I don't understand what produces such behavior. I tried to produce a minimal version of my real code and came up with a code that is quite different but shows the same behavior:

type Expr = 
    | Number of int
    | Add of Expr * Expr  
    | Multiply of Expr * Expr

module Evaluator =
    let rec private evalCPS expr (cont: int option -> 'a) =   // I speak about this continuation
        match expr with
        | Number n -> 
            cont (Some n)
        | Add(left, right) ->
            let continuation leftResult =
                match leftResult with
                | Some leftVal ->
                    evalCPS right (fun rightResult ->
                        match rightResult with
                        | Some rightVal -> cont (Some(leftVal + rightVal))
                        | None -> cont None)
                | None -> cont None
            
            evalCPS left continuation
            
        | Multiply(left, right) ->
            let continuation leftResult =
                match leftResult with
                | Some leftVal ->
                    evalCPS right (fun rightResult ->
                        match rightResult with
                        | Some rightVal -> cont (Some(leftVal * rightVal))
                        | None -> cont None)
                | None -> cont None
                
            evalCPS left continuation

    let evaluate expr =
        let mutable result = None
        evalCPS expr (fun r -> result <- r)
        result

// Generates a structure of specified complexity for testing purpose.
let generateExpr n =
    let random = Random()
    
    let rec generate size =
        if size <= 1 then 
            Number(random.Next(1, 10))
        else
            let leftSize = random.Next(1, size)
            let rightSize = size - leftSize
            
            match random.Next(2) with
            | 0 -> Add(generate leftSize, generate rightSize)
            | _ -> Multiply(generate leftSize, generate rightSize)
            
    generate n


let expr = generateExpr 50_000 // big depth for the test
let result = Evaluator.evaluate expr
printfn "%d" result

I'm not really interested in whether or not this code is idiomatic or improvable since it's not my real code. I'm only interested in why specifying the actual type rather than leaving it generic in a higher-order function produces a stack overflow when the version with generic doesn't. So that's my question: why? How ? And what could we learn from this from the user's point of view?

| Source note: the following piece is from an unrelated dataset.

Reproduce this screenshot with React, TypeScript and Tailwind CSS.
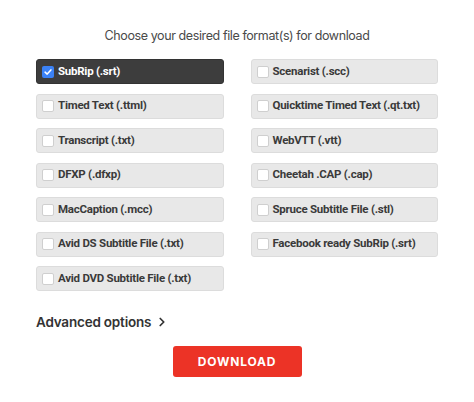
import { ChevronRight } from 'lucide-react'

const formats: [string, string][] = [
  ['SubRip (.srt)', 'Scenarist (.scc)'],
  ['Timed Text (.ttml)', 'Quicktime Timed Text (.qt.txt)'],
  ['Transcript (.txt)', 'WebVTT (.vtt)'],
  ['DFXP (.dfxp)', 'Cheetah .CAP (.cap)'],
  ['MacCaption (.mcc)', 'Spruce Subtitle File (.stl)'],
  ['Avid DS Subtitle File (.txt)', 'Facebook ready SubRip (.srt)'],
  ['Avid DVD Subtitle File (.txt)', ''],
]

function Option({ label, checked }: { label: string; checked?: boolean }) {
  return (
    <div
      className={`h-[25px] flex items-center gap-[4px] pl-[5px] rounded-[3px] border ${
        checked ? 'bg-[#3d3d3d] border-[#333] text-white' : 'bg-[#e8e8e8] border-[#dcdcdc] text-[#3a3a3a]'
      }`}
    >
      {checked ? (
        <span className="w-[12px] h-[12px] shrink-0 rounded-[2px] bg-[#3b82f6] flex items-center justify-center">
          <svg viewBox="0 0 12 12" className="w-[10px] h-[10px]">
            <path d="M2.5 6.2 L5 8.5 L9.5 3.5" stroke="white" strokeWidth="1.8" fill="none" strokeLinecap="round" strokeLinejoin="round" />
          </svg>
        </span>
      ) : (
        <span className="w-[12px] h-[12px] shrink-0 rounded-[2px] bg-white border border-[#cfcfcf]" />
      )}
      <span className="font-['Roboto',sans-serif] text-[11.5px] font-bold leading-none tracking-[-0.25px] whitespace-nowrap">
        {label}
      </span>
    </div>
  )
}

export default function App() {
  return (
    <div className="w-[474px] h-[402px] bg-white font-['Inter',sans-serif] pt-[28px] px-[36px]">
      <p className="text-center text-[12.5px] tracking-[-0.4px] text-[#4a4a4a] leading-[16px]">
        Choose your desired file format(s) for download
      </p>
      <div className="mt-[15px] grid grid-cols-2 gap-x-[27px] gap-y-[9.5px]">
        {formats.map(([a, b], i) => (
          <>
            <Option key={a} label={a} checked={i === 0} />
            {b ? <Option key={b} label={b} /> : <div key={'e' + i} />}
          </>
        ))}
      </div>
      <div className="mt-[23px] flex items-center gap-[4px] text-[#333] text-[13.5px] tracking-[-0.2px] font-semibold leading-[16px]">
        Advanced options
        <ChevronRight className="w-[14px] h-[14px]" strokeWidth={3} />
      </div>
      <div className="mt-[16px] flex justify-center">
        <button className="w-[129px] h-[31px] rounded-[3px] bg-[#ec3326] text-white text-[12px] font-bold tracking-[0.8px]">
          DOWNLOAD
        </button>
      </div>
    </div>
  )
}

I'm not sure if this is F#-specific behavior because I know that generics still live in .NET bytecode, and I wouldn't be surprised if the reason for this behavior originated there, but I don't know C# so I can't write equivalent code.

I use dotnet 9.0.102 on Linux Manjaro and run the code with dotnet run --configuration Release. In the case where the code is compiled in debug rather than in release, in both cases the code produces an overflow.

Solution

If you compare the two snippets in how they are compiled (generic, unit), you can see one crucial difference in the way evalCPS is invoked.

Without unit:

public override a Invoke(FSharpOption<int> leftResult)
{
    if (leftResult != null)
    {
        int value = leftResult.Value;
        return evalCPS(right, new evalCPS@17-1<a>(cont, value));
    }
    return cont.Invoke(null);
}

With:

public override Unit Invoke(FSharpOption<int> leftResult)
{
    if (leftResult != null)
    {
        int value = leftResult.Value;
        evalCPS(right, new evalCPS@17-1(cont, value));
        return null;
    }
    return cont.Invoke(null);
}

This corresponds to your Add and Multiply handlers, but notice that one returns the result of calling evalCPS, while the other just returns null (the sole value of the Unit type). This could be a tail call candidate, and indeed, the CIL reveals that the generic version has a tail call:

IL_0005: ldarg.1
IL_0006: stloc.0
IL_0007: ldloc.0
IL_0008: call instance !0 class [FSharp.Core]Microsoft.FSharp.Core.FSharpOption`1<int32>::get_Value()
IL_000d: stloc.1
IL_000e: ldarg.0
IL_000f: ldfld class _/Expr class _/Evaluator/evalCPS@15<!a>::right
IL_0014: ldarg.0
IL_0015: ldfld class [FSharp.Core]Microsoft.FSharp.Core.FSharpFunc`2<class [FSharp.Core]Microsoft.FSharp.Core.FSharpOption`1<int32>, !0> class _/Evaluator/evalCPS@15<!a>::cont
IL_001a: ldloc.1
IL_001b: newobj instance void class _/Evaluator/'evalCPS@17-1'<!a>::.ctor(class [FSharp.Core]Microsoft.FSharp.Core.FSharpFunc`2<class [FSharp.Core]Microsoft.FSharp.Core.FSharpOption`1<int32>, !0>, int32)
IL_0020: tail. // here
IL_0022: call !!0 _/Evaluator::evalCPS<!a>(class _/Expr, class [FSharp.Core]Microsoft.FSharp.Core.FSharpFunc`2<class [FSharp.Core]Microsoft.FSharp.Core.FSharpOption`1<int32>, !!0>)
IL_0027: ret

This explains why the unit version takes up all the stack space, because there there is no tail call and so the recursion causes the stack to grow over time.

In this case, the tail call optimization is actually impossible, since evalCPS is compiled as a void-returning method, while the continuation needs to return Unit to be usable as an FSharpFunc.

Returning any other type than the duplicitous unit should solve this, because then there is no need to convert it back and forth from void. However, I believe F# mistakenly treats this function as tail-recursive, so I have also filed a bug report to see if this behaviour can be improved.